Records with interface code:

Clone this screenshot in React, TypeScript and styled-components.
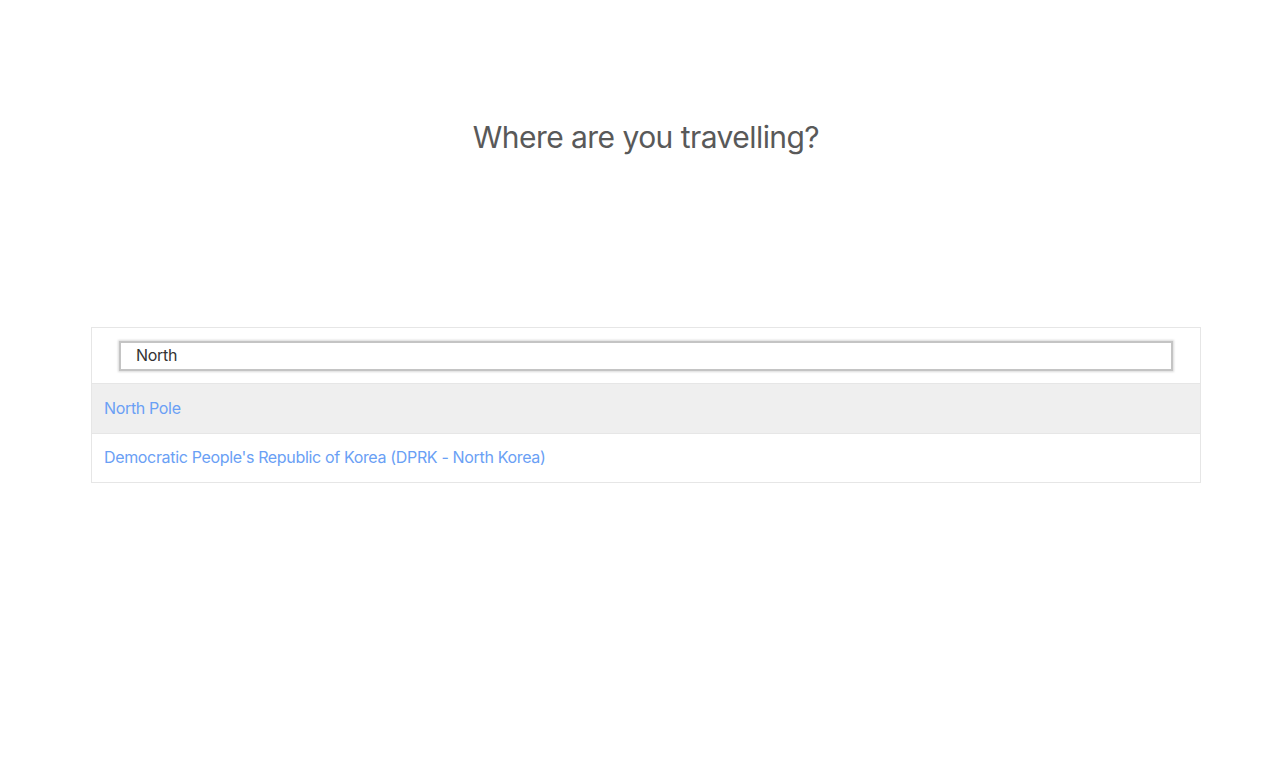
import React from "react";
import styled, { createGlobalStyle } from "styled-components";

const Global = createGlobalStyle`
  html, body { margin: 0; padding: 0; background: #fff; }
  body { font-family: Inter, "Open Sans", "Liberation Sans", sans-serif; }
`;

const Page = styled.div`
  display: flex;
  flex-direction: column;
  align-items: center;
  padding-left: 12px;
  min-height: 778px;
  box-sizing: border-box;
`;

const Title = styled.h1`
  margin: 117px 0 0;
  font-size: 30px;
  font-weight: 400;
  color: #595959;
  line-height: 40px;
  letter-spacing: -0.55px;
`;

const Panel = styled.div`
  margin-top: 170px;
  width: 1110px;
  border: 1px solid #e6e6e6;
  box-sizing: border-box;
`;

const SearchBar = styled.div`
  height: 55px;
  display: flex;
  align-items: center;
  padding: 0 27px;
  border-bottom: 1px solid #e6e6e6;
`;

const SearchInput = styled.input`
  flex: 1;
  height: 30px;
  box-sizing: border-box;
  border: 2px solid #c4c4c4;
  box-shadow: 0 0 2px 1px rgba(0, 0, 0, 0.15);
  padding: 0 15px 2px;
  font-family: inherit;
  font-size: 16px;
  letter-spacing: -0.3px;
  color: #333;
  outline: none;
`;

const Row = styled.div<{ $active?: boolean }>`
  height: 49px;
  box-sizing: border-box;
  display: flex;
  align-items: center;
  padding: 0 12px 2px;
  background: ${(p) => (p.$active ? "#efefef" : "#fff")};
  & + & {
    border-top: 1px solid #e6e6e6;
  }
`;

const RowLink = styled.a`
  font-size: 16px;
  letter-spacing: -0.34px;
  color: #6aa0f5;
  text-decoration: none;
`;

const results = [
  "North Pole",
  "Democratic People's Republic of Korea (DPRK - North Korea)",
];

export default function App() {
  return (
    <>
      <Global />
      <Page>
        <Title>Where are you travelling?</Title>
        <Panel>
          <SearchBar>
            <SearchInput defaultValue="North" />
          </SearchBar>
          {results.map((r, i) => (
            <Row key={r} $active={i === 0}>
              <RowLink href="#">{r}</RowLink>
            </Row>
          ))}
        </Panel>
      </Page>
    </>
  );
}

* * *

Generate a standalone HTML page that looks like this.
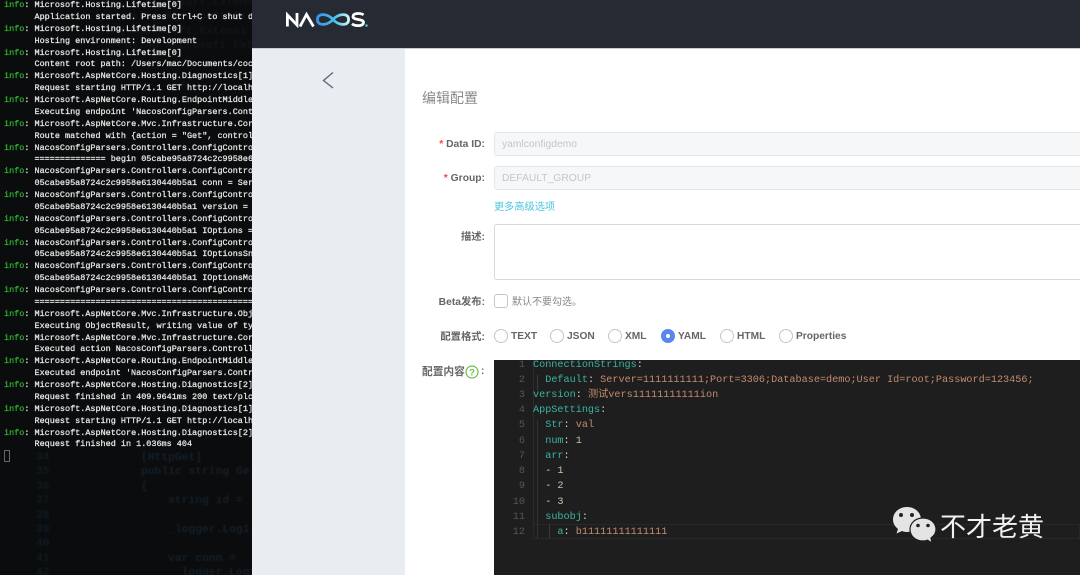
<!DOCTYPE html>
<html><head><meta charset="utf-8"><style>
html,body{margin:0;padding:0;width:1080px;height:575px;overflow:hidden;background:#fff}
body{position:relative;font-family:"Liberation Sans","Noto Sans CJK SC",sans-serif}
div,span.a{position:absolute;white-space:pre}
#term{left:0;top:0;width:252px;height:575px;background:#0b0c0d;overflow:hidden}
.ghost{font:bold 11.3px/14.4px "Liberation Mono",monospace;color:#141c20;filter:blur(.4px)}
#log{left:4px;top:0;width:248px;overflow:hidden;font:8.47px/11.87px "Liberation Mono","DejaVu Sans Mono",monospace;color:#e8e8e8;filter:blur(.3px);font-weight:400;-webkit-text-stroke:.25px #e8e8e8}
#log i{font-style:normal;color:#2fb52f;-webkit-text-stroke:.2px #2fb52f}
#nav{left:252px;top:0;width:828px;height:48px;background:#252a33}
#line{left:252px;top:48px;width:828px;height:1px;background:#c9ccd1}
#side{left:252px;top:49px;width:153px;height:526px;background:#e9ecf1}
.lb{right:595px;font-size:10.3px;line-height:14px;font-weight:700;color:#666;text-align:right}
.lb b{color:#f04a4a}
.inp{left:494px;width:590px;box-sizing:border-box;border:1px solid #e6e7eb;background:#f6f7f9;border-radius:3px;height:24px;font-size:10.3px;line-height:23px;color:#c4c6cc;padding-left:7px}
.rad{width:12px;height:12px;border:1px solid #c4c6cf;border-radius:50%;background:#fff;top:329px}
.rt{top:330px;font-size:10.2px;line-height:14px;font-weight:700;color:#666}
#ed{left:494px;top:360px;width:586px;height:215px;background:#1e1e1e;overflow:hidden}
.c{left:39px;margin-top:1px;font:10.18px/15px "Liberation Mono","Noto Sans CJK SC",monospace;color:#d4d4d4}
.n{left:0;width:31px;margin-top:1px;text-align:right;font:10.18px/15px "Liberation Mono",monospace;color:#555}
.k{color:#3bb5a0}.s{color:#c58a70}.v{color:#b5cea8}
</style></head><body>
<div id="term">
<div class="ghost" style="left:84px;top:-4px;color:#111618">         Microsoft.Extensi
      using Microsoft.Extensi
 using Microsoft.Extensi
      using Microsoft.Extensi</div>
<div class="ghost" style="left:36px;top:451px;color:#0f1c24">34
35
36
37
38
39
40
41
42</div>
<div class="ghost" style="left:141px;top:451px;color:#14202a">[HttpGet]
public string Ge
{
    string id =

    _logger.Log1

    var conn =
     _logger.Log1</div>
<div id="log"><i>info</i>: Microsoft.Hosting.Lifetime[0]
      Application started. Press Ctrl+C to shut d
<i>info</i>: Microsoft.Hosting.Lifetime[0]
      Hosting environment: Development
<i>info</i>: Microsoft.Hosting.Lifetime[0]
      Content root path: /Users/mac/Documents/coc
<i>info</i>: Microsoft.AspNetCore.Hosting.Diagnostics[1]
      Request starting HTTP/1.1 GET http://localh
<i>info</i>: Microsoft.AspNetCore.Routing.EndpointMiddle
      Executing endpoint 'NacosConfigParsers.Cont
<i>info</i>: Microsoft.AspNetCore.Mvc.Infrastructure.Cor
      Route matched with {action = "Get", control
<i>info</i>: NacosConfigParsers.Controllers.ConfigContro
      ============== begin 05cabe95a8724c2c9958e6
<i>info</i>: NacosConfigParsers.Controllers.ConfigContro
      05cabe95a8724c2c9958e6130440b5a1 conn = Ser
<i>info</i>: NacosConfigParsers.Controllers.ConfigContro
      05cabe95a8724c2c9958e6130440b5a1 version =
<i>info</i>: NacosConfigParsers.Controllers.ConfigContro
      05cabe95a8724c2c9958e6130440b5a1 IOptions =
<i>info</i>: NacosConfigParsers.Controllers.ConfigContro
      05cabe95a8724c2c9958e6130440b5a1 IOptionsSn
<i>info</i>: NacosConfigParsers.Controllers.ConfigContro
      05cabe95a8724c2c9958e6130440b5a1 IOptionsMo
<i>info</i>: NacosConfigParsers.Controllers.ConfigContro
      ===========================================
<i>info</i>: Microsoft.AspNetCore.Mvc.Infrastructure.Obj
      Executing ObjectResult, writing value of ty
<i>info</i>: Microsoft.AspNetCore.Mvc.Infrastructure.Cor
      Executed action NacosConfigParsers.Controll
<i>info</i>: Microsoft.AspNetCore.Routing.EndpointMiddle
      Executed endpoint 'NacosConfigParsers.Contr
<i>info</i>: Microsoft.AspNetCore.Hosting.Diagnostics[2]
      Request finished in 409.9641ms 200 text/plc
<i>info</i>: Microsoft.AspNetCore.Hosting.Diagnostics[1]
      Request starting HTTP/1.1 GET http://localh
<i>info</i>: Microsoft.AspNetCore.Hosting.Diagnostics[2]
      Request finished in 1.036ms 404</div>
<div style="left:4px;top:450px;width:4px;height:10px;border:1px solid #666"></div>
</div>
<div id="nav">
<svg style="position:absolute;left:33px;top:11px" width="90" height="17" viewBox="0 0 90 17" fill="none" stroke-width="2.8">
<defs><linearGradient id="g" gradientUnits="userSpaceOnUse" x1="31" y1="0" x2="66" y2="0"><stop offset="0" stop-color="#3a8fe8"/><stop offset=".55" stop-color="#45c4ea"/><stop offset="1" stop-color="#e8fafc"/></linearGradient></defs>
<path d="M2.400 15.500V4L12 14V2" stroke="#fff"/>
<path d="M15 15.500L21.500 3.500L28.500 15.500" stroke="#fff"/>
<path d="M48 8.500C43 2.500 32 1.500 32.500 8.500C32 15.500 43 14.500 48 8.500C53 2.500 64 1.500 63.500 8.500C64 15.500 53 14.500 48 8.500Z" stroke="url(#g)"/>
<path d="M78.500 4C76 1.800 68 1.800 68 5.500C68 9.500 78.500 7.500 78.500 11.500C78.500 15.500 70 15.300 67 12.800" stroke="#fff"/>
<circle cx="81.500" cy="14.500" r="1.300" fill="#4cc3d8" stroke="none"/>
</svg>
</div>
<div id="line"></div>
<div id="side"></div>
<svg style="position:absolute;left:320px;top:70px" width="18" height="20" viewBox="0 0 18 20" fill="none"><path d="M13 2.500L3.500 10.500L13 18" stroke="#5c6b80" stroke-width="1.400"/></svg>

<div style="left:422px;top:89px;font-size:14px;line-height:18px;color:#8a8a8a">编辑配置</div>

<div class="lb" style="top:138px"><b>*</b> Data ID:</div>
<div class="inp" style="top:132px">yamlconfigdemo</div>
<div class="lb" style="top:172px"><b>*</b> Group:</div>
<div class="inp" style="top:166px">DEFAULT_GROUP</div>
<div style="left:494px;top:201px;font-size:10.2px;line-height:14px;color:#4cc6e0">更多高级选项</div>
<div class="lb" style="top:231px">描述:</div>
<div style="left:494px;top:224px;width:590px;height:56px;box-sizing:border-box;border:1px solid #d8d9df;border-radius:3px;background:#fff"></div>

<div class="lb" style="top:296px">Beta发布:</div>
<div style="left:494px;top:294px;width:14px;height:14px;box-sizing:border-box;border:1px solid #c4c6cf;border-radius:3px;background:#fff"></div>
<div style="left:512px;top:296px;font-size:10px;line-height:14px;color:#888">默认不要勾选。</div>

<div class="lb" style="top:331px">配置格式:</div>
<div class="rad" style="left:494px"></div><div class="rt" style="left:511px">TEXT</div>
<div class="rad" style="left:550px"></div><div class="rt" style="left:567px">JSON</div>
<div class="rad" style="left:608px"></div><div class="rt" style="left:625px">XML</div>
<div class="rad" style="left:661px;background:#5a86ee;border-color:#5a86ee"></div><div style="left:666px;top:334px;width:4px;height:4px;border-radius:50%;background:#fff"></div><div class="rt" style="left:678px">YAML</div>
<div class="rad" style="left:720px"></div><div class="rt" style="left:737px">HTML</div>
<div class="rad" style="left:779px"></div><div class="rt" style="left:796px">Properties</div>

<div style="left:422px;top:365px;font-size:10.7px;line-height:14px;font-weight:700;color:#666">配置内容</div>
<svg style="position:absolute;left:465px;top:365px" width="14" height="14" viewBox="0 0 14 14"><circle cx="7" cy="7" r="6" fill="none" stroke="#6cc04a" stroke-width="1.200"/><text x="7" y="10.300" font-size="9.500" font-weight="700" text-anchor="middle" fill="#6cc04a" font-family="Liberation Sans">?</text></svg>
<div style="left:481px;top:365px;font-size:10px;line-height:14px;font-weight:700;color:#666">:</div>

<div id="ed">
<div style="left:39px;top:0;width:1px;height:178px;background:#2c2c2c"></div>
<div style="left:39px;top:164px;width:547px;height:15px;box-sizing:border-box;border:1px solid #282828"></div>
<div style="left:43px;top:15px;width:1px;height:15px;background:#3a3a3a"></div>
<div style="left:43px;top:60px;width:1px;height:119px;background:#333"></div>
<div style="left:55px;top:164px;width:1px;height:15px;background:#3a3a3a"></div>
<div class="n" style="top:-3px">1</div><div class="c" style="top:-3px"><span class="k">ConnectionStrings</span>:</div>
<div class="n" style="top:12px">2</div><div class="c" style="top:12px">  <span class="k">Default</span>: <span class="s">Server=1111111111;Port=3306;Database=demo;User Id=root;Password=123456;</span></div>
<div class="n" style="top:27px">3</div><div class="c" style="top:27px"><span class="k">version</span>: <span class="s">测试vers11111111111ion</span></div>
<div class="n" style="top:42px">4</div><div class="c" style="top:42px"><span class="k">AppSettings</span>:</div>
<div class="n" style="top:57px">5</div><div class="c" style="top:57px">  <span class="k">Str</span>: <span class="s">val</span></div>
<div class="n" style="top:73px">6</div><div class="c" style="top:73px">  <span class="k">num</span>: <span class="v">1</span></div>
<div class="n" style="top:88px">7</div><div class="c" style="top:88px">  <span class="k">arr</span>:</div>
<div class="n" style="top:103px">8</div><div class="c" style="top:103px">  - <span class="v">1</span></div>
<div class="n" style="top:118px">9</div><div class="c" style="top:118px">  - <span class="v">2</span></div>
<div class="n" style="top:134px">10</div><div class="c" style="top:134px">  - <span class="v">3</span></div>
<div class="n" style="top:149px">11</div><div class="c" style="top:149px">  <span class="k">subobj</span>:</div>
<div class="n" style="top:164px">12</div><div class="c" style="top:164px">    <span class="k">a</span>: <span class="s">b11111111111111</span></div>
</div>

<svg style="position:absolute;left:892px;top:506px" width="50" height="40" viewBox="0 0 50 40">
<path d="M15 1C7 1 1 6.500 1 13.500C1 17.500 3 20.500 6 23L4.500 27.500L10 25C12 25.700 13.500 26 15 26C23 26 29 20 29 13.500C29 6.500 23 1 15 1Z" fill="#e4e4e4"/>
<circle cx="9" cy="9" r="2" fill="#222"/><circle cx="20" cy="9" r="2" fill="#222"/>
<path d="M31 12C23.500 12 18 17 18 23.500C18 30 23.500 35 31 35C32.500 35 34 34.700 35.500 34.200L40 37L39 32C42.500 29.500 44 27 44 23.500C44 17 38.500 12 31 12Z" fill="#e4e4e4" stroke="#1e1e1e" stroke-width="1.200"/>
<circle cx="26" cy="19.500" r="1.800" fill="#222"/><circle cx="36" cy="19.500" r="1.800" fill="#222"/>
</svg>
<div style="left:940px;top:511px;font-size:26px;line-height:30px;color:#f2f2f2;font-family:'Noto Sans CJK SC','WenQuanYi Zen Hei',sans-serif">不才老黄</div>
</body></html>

**TASK STATEMENT:** What is the number of lines in the listing that include the word "React"? Give that number and nothing else.

**EXERCISE RESULT:** 2